By becoming polarized, Bishop Schlert said, many people tend to only talk to people who think like them, which pushes people further into their corners.

“Father Walter calls us to something radically different. He calls us to see someone – who is opposed to us – as a friend, who is deserving of our love and respect,” said Bishop Schlert.

The remedy to counter becoming polarized, according to Bishop Schlert, is to heed Father Ciszek’s practice of giving up control and turning himself over to the will of God.

“The message of Father Walter is to free ourselves from control and put our trust in God. That is what sustained him,” he said.

“We can’t have an imprisonment of thoughts that hardens our hearts.”

He encouraged the faithful to become liberated from control and inspired by Father Ciszek’s refusal to harbor harsh thoughts, hatred and bad views of others.

“Then we will truly know how Father Ciszek lived his life in the most desperate of situations,” said Bishop Schlert.

After Mass, light refreshments were sponsored by the Father Walter Ciszek Prayer League.

The league also presented the diocese with $5,000 to assist with the costs of the cause for canonization.

Who Was Father Ciszek?

Father Ciszek was born Nov. 4, 1904, in Shenandoah. He was ordained in 1937 as the first American Jesuit in the Byzantine Catholic Rite.

He secretly entered the Soviet Union in 1939 as a missionary priest and was arrested in 1941 as a Vatican spy. He was imprisoned, accused of espionage, trapped in the Moscow prison of Lubianka during all of World War II, and sentenced to 15 years of forced labor in the prison camps of Siberia.

After 23 years as a prisoner, he was released with another prisoner and returned to the United States in 1963 after being exchanged for two Russian spies.

Father Ciszek co-wrote “He Leadeth Me” and “With God in Russia,” along with Jesuit Father Daniel Flaherty.

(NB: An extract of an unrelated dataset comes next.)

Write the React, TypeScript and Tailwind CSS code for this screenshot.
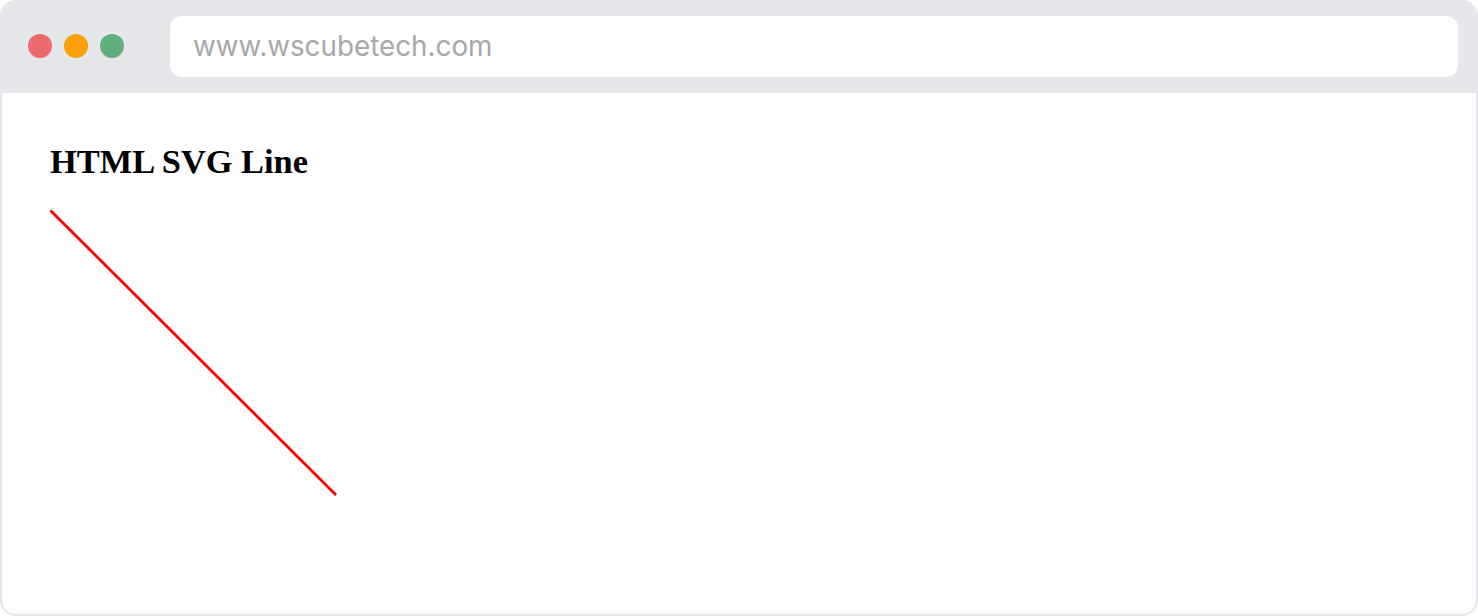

Father Ciszek died Dec. 8, 1984, the Solemnity of the Immaculate Conception of Mary.
His cause for canonization began in the Ruthenian Byzantine Catholic Eparchy of Passaic and was later transferred to the Roman Catholic Diocese of Allentown. His cause has reached the stage that it is currently being reviewed in the Vatican.

Father Pascual Cebollada, General Postulator of the Society of Jesus, oversees the processes toward beatification or canonization of all Jesuits.